There is a cute little three year old girl named Lee and she has a very obvious bald spot on one side of her head that appears to be a healed burn. We ask for her story and it is the most tragic story I have heard yet. She is from the region of Tamale and has only been in the orphanage for about a month. She used to live in a village that was very superstitious. Her parents died, of causes unknown to me, but her grandparents believed that this little girl is a witch and she is to blame for her parent’s death. They chained her and starved her and burned her head with some type of hot metal to get rid of the witch. She was found by a census worker who rescued the child and gave her to a Peace Corp volunteer who in turn brought her to the orphanage. You can see the fragile bones of this dear child who appears to be thriving in this caring environment but one wonders about post traumatic stress disorder and what type of psychological issues will arise for her in the future. She is affectionate and loves the clothes and underwear that we have brought with us. This horrific story has me near tears.
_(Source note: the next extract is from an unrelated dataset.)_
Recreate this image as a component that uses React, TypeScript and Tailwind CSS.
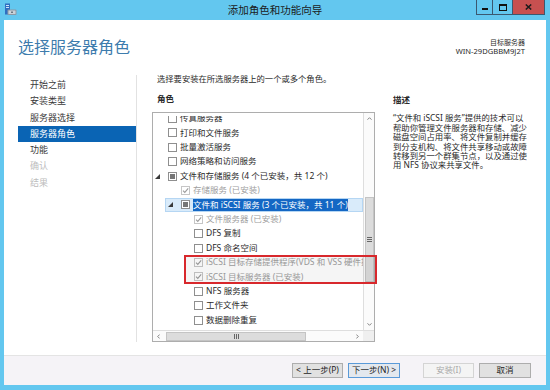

The young boys seem to gravitate to Maura and me probably because we are mothers. They want to tell us about themselves and share their colored pages with us. My buddy, Francis is staying close to me and insists on carrying one of my bags. We take multiple pictures and I cannot wait to load them onto the BLOG site. Our Tro Tro arrives and the children hover around us. Francis is holding tight to me and crying into my shirt. It breaks my heart to leave him but I am not in a position to take him with me. I would like to continue to communicate with the director and hopefully Francis will write to me as he has promised he would. There are so many children here who need a home.

My day ends on a bright note. I have been able to use my own laptop in the internet caf’ and the access seems a bit quicker. I have been feeling a bit lost without communication from friends and family and I hope it will improve a bit. It is now about 11:30 pm and tomorrow will start early so I will go to bed now.